Below are the records; collect from them each line containing the string "this".

Front-end source files:

- - -

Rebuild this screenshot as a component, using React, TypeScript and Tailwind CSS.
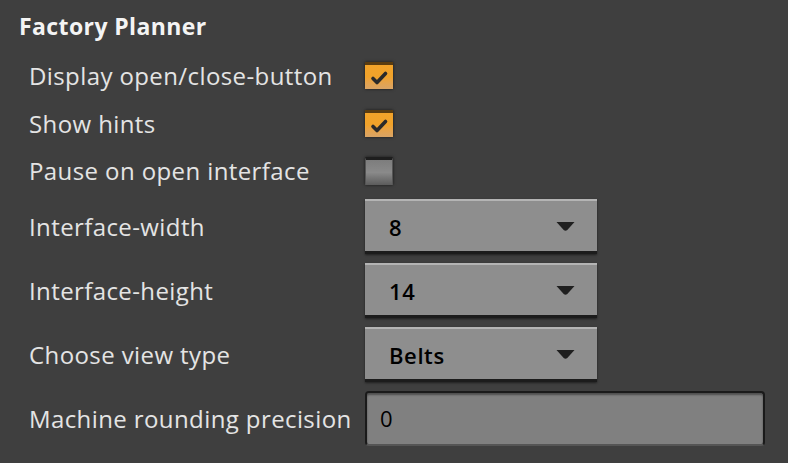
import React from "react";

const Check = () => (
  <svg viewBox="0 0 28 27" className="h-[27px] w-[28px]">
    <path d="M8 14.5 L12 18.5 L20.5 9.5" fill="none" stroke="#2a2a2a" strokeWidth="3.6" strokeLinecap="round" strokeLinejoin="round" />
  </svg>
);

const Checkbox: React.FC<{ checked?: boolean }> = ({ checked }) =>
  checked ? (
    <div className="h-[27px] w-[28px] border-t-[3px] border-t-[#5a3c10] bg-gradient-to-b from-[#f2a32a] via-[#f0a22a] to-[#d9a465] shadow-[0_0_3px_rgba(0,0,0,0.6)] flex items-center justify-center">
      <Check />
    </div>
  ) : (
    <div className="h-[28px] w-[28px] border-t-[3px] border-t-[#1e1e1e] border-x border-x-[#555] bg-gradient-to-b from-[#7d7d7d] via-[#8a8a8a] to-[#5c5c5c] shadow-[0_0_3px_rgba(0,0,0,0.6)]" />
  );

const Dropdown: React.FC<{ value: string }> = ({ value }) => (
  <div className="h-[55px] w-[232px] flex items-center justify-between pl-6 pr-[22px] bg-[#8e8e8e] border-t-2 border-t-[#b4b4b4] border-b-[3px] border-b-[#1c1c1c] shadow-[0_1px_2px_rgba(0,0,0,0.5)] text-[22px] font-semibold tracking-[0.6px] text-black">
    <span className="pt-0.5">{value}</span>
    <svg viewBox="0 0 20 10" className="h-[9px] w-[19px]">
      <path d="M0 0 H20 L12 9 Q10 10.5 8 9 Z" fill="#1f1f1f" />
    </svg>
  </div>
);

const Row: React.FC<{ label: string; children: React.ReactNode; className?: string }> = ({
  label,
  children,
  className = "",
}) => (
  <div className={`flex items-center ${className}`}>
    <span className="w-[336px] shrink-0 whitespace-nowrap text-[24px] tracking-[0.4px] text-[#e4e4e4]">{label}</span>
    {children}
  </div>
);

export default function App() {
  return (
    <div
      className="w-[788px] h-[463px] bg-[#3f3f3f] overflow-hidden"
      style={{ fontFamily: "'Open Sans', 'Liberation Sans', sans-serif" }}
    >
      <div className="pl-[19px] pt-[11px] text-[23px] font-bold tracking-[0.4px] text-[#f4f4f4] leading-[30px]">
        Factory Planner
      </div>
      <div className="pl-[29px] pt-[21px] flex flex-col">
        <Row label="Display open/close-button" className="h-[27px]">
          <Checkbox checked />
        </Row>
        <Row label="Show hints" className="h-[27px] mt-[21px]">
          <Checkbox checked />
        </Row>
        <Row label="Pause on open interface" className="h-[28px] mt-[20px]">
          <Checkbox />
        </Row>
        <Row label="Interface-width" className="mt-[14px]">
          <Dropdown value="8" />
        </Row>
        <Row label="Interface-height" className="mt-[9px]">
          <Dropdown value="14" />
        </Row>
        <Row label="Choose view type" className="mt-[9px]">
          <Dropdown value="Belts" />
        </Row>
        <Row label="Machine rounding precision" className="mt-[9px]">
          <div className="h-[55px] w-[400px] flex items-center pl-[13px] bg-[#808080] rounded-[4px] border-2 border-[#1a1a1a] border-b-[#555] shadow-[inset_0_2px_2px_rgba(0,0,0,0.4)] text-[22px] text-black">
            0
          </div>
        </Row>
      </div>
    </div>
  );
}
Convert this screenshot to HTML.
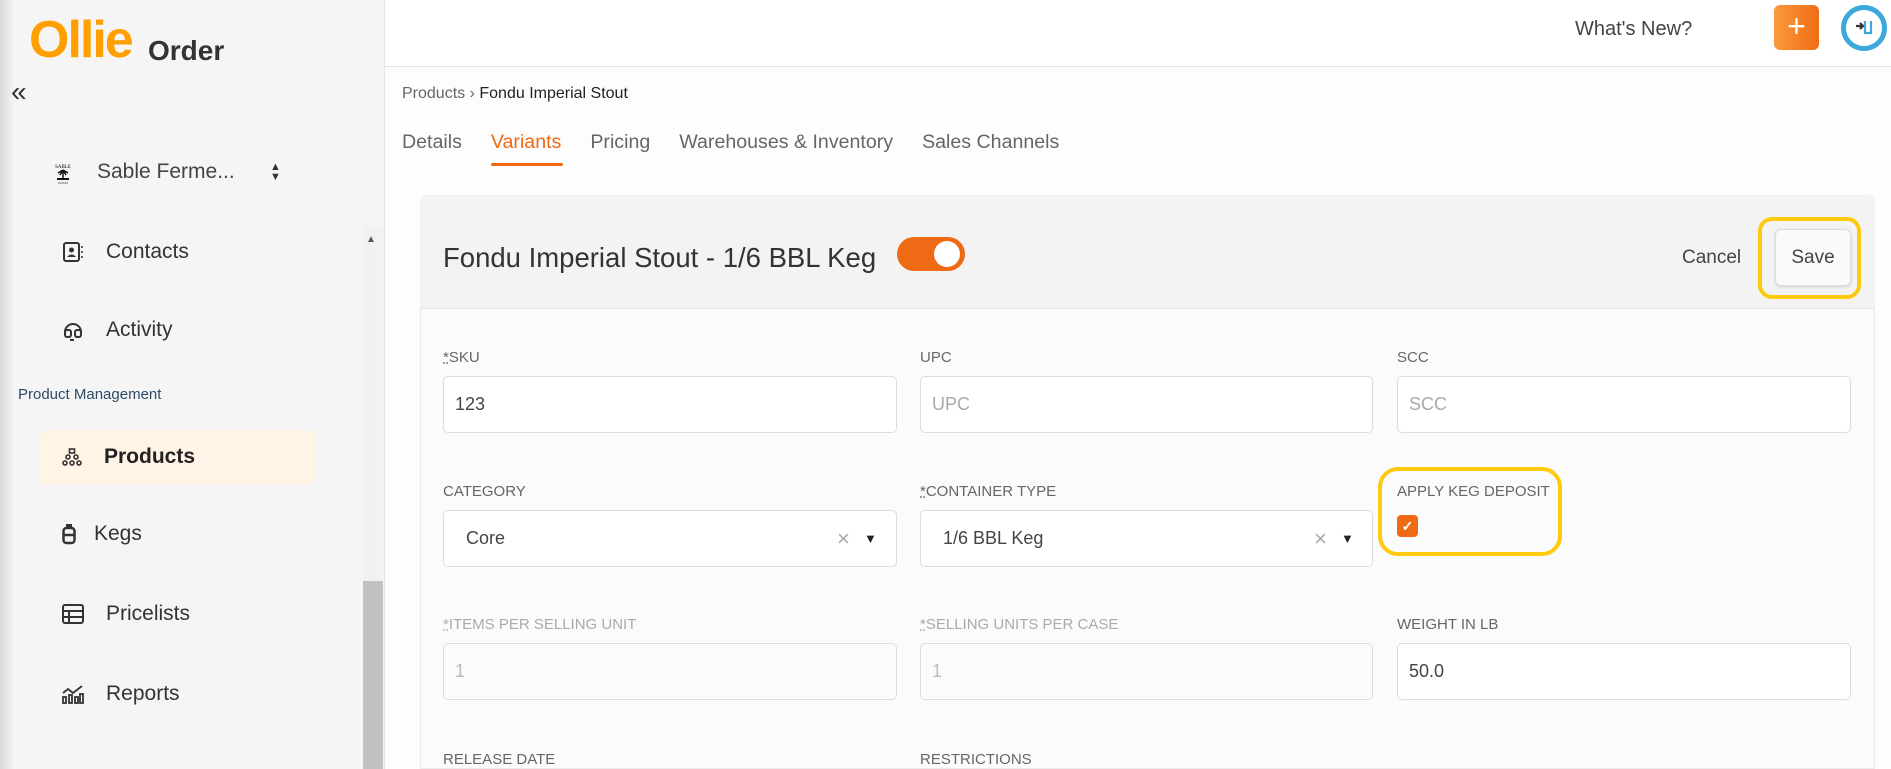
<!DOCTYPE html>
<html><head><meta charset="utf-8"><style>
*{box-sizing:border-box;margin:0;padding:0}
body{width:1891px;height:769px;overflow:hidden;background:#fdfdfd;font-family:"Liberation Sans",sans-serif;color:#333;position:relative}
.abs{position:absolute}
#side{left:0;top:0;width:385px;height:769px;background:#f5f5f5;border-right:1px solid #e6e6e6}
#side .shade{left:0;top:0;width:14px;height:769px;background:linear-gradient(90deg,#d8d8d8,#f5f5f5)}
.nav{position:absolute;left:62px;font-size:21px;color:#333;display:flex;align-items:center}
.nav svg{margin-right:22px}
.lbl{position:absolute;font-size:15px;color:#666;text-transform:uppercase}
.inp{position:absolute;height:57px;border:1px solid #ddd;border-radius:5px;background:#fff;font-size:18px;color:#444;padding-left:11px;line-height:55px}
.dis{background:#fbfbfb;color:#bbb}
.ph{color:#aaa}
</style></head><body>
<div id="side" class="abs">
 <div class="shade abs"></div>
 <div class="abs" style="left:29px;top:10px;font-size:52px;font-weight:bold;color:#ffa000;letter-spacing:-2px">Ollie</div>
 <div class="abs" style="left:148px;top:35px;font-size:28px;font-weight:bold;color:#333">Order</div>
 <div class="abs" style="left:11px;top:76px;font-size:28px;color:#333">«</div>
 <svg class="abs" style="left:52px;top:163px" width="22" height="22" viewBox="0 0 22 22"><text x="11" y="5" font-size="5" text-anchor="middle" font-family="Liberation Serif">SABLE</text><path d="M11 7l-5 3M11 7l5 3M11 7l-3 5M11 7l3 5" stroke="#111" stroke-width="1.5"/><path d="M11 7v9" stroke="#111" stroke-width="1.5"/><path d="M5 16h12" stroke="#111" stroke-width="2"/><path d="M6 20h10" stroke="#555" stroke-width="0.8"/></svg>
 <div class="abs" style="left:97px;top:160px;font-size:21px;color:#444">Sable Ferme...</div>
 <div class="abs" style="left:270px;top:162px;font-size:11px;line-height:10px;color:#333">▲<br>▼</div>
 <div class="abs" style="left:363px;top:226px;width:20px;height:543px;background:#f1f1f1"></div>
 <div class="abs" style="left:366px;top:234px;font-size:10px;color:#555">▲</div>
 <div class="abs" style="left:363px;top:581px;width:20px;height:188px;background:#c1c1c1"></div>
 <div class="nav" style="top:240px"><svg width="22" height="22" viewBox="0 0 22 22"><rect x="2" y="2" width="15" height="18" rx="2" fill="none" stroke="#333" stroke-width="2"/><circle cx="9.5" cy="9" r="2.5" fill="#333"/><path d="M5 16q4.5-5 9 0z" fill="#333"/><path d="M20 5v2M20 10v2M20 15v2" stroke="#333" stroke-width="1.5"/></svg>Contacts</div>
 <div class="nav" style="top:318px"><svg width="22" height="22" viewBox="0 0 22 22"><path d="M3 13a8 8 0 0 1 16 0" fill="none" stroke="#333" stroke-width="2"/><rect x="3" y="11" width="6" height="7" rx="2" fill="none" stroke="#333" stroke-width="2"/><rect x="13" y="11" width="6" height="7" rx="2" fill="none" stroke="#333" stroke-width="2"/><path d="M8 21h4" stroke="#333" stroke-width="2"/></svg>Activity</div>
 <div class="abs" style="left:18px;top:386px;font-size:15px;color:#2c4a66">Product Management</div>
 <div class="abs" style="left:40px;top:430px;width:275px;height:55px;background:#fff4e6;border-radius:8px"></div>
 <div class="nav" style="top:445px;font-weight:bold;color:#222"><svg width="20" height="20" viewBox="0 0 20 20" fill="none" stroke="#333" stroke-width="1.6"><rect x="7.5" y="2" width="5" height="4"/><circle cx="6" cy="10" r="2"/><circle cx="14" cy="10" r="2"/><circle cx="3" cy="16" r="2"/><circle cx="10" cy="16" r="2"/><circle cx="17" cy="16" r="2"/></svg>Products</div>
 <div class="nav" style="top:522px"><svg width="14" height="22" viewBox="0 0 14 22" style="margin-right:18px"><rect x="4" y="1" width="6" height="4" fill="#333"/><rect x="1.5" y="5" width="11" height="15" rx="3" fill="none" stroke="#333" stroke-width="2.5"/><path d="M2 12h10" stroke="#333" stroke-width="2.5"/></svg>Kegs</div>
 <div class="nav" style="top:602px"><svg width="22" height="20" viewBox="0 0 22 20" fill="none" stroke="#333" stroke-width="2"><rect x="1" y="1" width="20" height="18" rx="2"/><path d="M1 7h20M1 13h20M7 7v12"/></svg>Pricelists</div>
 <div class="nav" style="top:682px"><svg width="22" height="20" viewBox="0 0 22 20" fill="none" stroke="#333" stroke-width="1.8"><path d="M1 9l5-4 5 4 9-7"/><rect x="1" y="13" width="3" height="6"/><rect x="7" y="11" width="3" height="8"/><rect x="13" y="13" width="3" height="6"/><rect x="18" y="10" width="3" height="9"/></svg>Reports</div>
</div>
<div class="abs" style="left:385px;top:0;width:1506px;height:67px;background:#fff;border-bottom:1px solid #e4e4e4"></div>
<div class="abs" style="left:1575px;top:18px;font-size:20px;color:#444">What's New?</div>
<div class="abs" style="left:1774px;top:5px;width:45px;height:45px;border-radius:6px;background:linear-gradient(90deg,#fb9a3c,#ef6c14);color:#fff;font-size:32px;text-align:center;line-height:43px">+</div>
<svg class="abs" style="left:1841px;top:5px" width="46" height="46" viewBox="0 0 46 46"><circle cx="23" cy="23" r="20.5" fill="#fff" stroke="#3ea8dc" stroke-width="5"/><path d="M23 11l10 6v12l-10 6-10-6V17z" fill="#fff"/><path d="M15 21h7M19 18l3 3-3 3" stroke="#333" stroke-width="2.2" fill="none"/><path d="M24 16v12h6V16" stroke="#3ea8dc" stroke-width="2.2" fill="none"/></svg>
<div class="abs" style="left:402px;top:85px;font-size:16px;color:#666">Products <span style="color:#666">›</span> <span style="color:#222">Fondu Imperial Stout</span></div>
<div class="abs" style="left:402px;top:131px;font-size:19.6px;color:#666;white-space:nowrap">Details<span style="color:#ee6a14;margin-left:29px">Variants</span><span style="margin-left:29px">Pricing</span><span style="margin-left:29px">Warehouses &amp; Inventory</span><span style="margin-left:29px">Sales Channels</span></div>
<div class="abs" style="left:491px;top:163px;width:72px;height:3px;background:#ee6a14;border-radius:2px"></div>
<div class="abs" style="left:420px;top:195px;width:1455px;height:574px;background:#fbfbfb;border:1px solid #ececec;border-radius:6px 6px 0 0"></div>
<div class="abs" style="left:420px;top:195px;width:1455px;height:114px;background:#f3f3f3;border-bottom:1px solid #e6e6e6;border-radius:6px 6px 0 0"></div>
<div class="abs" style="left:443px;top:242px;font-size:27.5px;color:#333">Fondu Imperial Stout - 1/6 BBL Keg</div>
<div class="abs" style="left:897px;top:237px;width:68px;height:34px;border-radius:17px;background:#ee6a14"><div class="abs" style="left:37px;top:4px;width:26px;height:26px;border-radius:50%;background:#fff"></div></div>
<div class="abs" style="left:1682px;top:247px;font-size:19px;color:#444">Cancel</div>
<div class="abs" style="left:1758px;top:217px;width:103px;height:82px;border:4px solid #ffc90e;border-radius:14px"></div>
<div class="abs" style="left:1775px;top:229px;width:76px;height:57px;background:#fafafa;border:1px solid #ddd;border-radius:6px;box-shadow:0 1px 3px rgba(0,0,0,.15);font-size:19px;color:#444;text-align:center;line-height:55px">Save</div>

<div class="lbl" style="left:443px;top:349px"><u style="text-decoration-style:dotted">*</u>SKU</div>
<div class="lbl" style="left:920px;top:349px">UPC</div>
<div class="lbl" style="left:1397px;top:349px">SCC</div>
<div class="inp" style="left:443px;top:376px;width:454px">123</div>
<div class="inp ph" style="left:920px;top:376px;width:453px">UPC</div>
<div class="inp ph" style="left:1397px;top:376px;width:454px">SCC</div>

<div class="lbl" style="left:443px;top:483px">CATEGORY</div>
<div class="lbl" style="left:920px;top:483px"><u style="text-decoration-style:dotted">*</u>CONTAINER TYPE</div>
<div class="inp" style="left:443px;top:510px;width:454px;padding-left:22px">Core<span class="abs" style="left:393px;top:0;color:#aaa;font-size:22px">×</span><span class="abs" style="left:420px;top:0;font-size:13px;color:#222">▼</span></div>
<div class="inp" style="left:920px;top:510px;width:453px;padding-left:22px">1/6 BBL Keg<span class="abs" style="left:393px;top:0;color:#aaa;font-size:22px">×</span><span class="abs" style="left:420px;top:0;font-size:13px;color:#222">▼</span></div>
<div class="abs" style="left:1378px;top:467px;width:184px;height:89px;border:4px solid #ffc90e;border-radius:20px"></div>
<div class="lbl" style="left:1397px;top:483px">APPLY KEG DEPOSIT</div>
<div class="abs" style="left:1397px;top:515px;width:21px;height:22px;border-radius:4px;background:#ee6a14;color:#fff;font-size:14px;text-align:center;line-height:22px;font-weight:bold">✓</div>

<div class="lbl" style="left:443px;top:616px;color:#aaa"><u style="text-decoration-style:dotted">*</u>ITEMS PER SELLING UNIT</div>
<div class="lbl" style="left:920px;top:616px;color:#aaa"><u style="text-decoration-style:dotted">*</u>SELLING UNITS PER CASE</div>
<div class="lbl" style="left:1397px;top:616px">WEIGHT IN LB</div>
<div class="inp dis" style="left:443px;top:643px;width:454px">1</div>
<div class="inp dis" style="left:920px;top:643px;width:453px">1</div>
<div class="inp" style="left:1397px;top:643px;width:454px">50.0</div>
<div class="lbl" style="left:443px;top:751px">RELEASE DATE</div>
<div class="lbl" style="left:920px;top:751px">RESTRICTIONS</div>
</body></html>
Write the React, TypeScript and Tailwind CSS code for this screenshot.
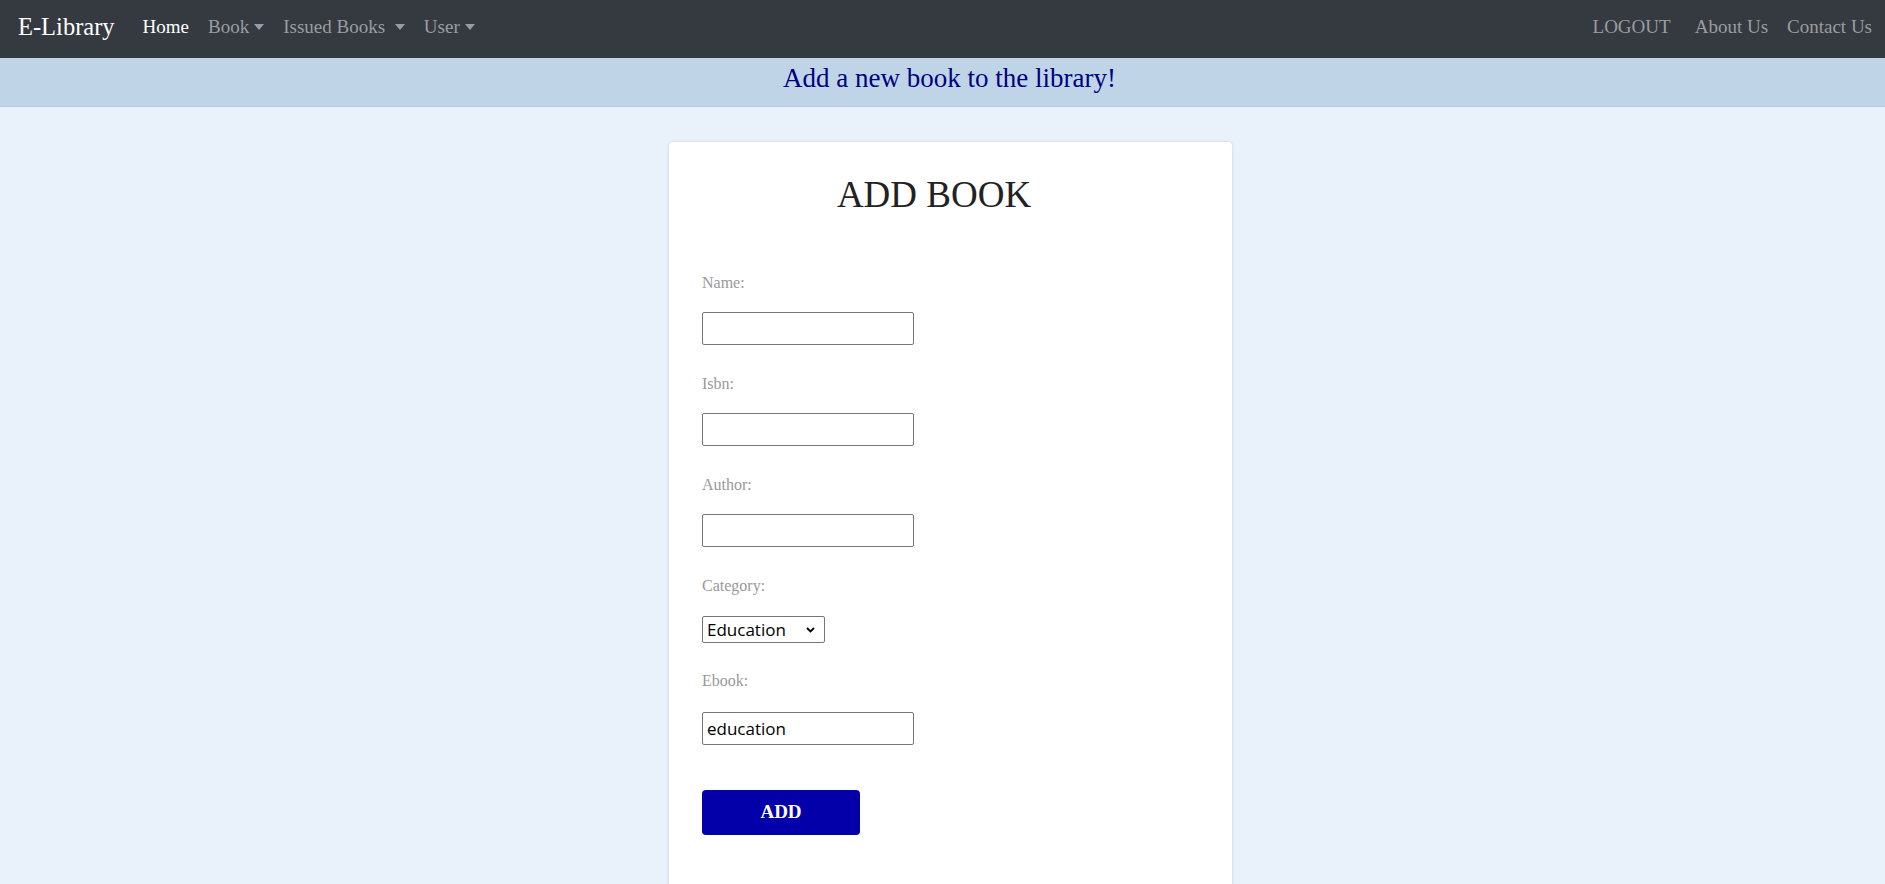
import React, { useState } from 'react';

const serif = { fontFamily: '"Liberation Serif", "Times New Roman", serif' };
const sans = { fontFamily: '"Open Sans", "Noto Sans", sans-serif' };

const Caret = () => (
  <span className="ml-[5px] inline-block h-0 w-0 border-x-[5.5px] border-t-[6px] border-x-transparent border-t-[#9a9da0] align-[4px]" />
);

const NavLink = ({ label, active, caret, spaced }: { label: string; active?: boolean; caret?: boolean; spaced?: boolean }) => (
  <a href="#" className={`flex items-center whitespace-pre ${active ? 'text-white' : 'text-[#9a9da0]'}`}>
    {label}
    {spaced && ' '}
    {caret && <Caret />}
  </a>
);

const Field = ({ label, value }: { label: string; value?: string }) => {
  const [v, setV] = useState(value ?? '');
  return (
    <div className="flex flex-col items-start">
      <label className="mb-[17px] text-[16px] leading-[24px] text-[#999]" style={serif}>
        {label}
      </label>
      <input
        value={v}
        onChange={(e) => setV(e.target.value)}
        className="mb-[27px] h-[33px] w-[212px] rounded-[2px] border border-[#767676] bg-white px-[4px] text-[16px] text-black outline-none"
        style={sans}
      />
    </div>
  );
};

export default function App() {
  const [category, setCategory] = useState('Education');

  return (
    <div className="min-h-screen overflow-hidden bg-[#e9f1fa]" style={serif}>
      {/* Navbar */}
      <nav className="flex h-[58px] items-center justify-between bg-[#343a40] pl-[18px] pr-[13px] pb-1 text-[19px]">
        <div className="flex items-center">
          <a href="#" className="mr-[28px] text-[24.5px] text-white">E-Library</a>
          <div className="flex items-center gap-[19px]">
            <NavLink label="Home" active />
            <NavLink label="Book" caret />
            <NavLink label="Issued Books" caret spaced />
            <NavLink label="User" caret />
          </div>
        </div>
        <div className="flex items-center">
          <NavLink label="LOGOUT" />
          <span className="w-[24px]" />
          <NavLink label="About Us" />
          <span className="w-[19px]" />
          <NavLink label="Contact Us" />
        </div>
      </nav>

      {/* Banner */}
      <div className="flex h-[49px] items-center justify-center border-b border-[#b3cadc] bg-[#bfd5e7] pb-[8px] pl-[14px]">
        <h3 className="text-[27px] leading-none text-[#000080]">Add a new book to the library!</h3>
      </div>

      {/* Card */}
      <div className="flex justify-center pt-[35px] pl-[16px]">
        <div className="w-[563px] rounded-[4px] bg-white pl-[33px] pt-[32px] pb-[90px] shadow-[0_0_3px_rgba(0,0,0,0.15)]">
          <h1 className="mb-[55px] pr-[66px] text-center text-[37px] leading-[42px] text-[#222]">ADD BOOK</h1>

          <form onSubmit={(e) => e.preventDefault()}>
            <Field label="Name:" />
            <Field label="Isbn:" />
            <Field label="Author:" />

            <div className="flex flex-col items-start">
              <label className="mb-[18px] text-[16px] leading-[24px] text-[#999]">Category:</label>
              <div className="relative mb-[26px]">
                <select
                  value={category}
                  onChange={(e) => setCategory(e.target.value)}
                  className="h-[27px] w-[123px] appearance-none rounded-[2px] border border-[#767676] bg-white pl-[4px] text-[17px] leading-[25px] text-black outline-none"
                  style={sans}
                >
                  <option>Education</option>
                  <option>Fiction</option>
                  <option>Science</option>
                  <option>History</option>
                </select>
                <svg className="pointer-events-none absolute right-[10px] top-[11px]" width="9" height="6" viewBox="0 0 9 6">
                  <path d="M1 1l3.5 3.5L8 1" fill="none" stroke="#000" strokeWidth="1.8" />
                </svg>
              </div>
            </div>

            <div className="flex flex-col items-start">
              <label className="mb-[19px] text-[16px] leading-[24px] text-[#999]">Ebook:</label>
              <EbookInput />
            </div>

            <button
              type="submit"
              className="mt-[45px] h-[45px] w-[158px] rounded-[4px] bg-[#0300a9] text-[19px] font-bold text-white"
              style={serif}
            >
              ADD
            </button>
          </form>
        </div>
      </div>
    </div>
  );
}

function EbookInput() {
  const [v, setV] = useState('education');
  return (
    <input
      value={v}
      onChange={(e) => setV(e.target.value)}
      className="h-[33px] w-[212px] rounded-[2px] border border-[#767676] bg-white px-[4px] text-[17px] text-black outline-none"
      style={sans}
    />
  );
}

- - -

### Solution
Rebuild this screenshot as a component, using React, TypeScript and Tailwind CSS.
Convert this screenshot to HTML.
Write the React, TypeScript and Tailwind CSS code for this screenshot.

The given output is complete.